Key Materials and Their Application
The characteristics of the semiconductor are profoundly influenced by the choice of base material. Elemental silicon dominates the industry due to its abundance and reliable oxide-forming properties. Silicon’s stable native oxide, silicon dioxide, acts as an excellent electrical insulator, which is fundamental for constructing transistors and integrated circuits. This reliability and low cost have made silicon the workhorse material for microprocessors and memory chips.
Compound semiconductors, such as Gallium Arsenide (GaAs), are employed when higher performance or specific light-related functions are required.

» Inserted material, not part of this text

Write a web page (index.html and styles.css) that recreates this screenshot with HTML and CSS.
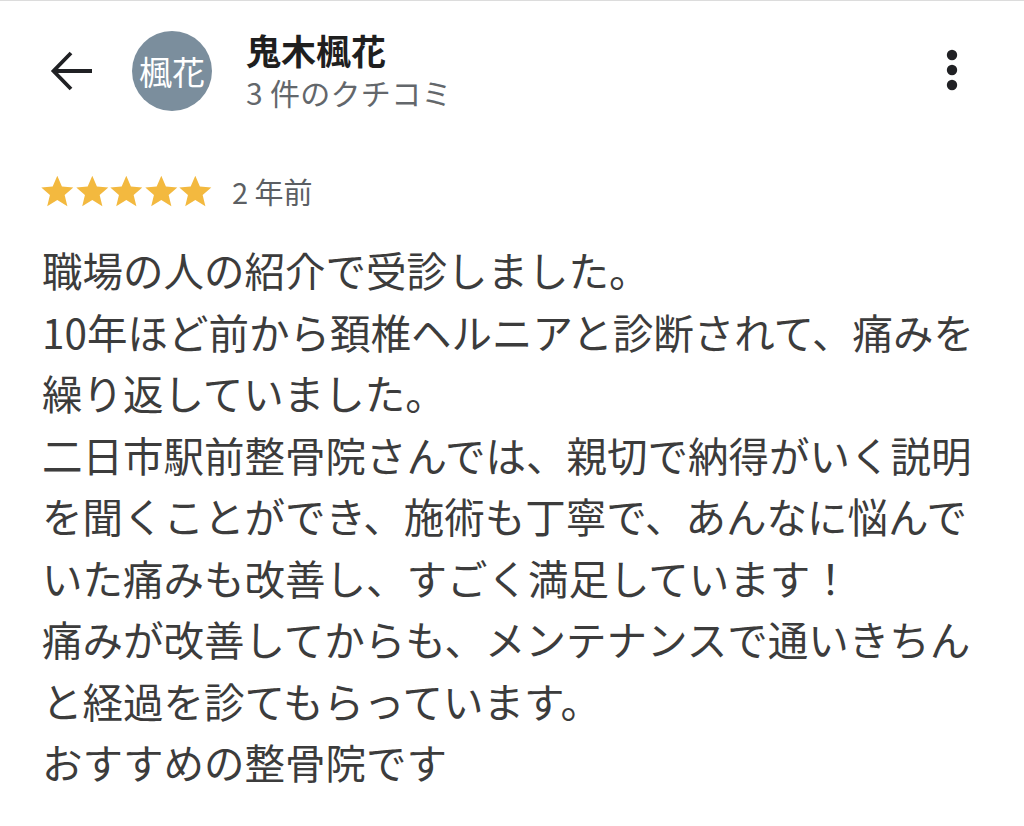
FILE: index.html
```html
<!DOCTYPE html>
<html lang="ja">
<head>
<meta charset="utf-8">
<title>クチコミ</title>
<link rel="stylesheet" href="styles.css">
</head>
<body>
<div class="page">
  <header class="header">
    <svg class="back" width="44" height="44" viewBox="0 0 44 44" aria-hidden="true">
      <path d="M42 22H4M21 4L3.5 22L21 40" fill="none" stroke="#202124" stroke-width="3.8" stroke-linejoin="miter"/>
    </svg>
    <div class="avatar">楓花</div>
    <div class="info">
      <div class="name">鬼木楓花</div>
      <div class="count">3 件のクチコミ</div>
    </div>
    <svg class="more" width="14" height="44" viewBox="0 0 14 44" aria-hidden="true">
      <circle cx="7" cy="7" r="5.2" fill="#202124"/>
      <circle cx="7" cy="22" r="5.2" fill="#202124"/>
      <circle cx="7" cy="37" r="5.2" fill="#202124"/>
    </svg>
  </header>
  <div class="meta">
    <div class="stars">
      <svg class="star" viewBox="0 0 24 24"><path d="M12 1.3l3.2 7.3 7.9.7-6 5.2 1.9 7.8L12 18.1l-7 4.2 1.9-7.8-6-5.2 7.9-.7z"/></svg>
      <svg class="star" viewBox="0 0 24 24"><path d="M12 1.3l3.2 7.3 7.9.7-6 5.2 1.9 7.8L12 18.1l-7 4.2 1.9-7.8-6-5.2 7.9-.7z"/></svg>
      <svg class="star" viewBox="0 0 24 24"><path d="M12 1.3l3.2 7.3 7.9.7-6 5.2 1.9 7.8L12 18.1l-7 4.2 1.9-7.8-6-5.2 7.9-.7z"/></svg>
      <svg class="star" viewBox="0 0 24 24"><path d="M12 1.3l3.2 7.3 7.9.7-6 5.2 1.9 7.8L12 18.1l-7 4.2 1.9-7.8-6-5.2 7.9-.7z"/></svg>
      <svg class="star" viewBox="0 0 24 24"><path d="M12 1.3l3.2 7.3 7.9.7-6 5.2 1.9 7.8L12 18.1l-7 4.2 1.9-7.8-6-5.2 7.9-.7z"/></svg>
    </div>
    <span class="ago">2 年前</span>
  </div>
  <p class="review">職場の人の紹介で受診しました。<br>10年ほど前から頚椎ヘルニアと診断されて、痛みを<br>繰り返していました。<br>二日市駅前整骨院さんでは、親切で納得がいく説明<br>を聞くことができ、施術も丁寧で、あんなに悩んで<br>いた痛みも改善し、すごく満足しています！<br>痛みが改善してからも、メンテナンスで通いきちん<br>と経過を診てもらっています。<br>おすすめの整骨院です</p>
</div>
</body>
</html>
```

FILE: styles.css
```css
html, body {
  margin: 0;
  padding: 0;
  background: #ffffff;
}

body {
  font-family: "Noto Sans CJK JP", "Noto Sans", sans-serif;
  color: #3c3c3c;
}

.page {
  width: 1024px;
  height: 826px;
  border-top: 1px solid #dcdcdc;
  box-sizing: border-box;
  overflow: hidden;
}

.header {
  display: flex;
  align-items: center;
  padding-top: 30px;
  height: 80px;
}

.back {
  margin-left: 50px;
  flex: none;
}

.avatar {
  width: 80px;
  height: 80px;
  margin-left: 38px;
  border-radius: 50%;
  background: #7b8e9d;
  color: #ffffff;
  font-size: 33px;
  line-height: 80px;
  text-align: center;
  flex: none;
}

.info {
  margin-left: 34px;
  display: flex;
  flex-direction: column;
}

.name {
  font-size: 35px;
  font-weight: 700;
  color: #1f1f1f;
  line-height: 38px;
}

.count {
  font-size: 30px;
  color: #63676b;
  line-height: 38px;
  margin-top: 4px;
  letter-spacing: 0.3px;
}

.more {
  margin-left: auto;
  margin-right: 65px;
  margin-top: -2px;
  flex: none;
}

.meta {
  display: flex;
  align-items: center;
  margin-top: 63px;
  padding-left: 40px;
  height: 34px;
}

.stars {
  display: flex;
}

.star {
  width: 34.6px;
  height: 34.6px;
  fill: #f3b93f;
}

.ago {
  margin-left: 19px;
  font-size: 29px;
  color: #5c5f63;
  line-height: 34px;
}

.review {
  margin: 31px 0 0 0;
  padding-left: 42px;
  font-size: 40.5px;
  line-height: 61.5px;
  white-space: nowrap;
  color: #3c3c3c;
}
```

GaAs features higher electron mobility than silicon, meaning electrons move faster, translating into devices operating at higher frequencies, such as those used in high-speed communication and radar systems. Unlike silicon, GaAs has a direct band gap, allowing it to efficiently emit light when current passes through it, making it the preferred material for light-emitting diodes (LEDs) and laser diodes.
While processing compound materials is more complex and expensive, their enhanced properties are necessary for specialized applications where speed and optical performance are paramount. The engineering choice is a trade-off between silicon’s cost-effectiveness and scalability for general-purpose electronics and the superior speed or optoelectronic capability of materials like Gallium Arsenide for niche devices.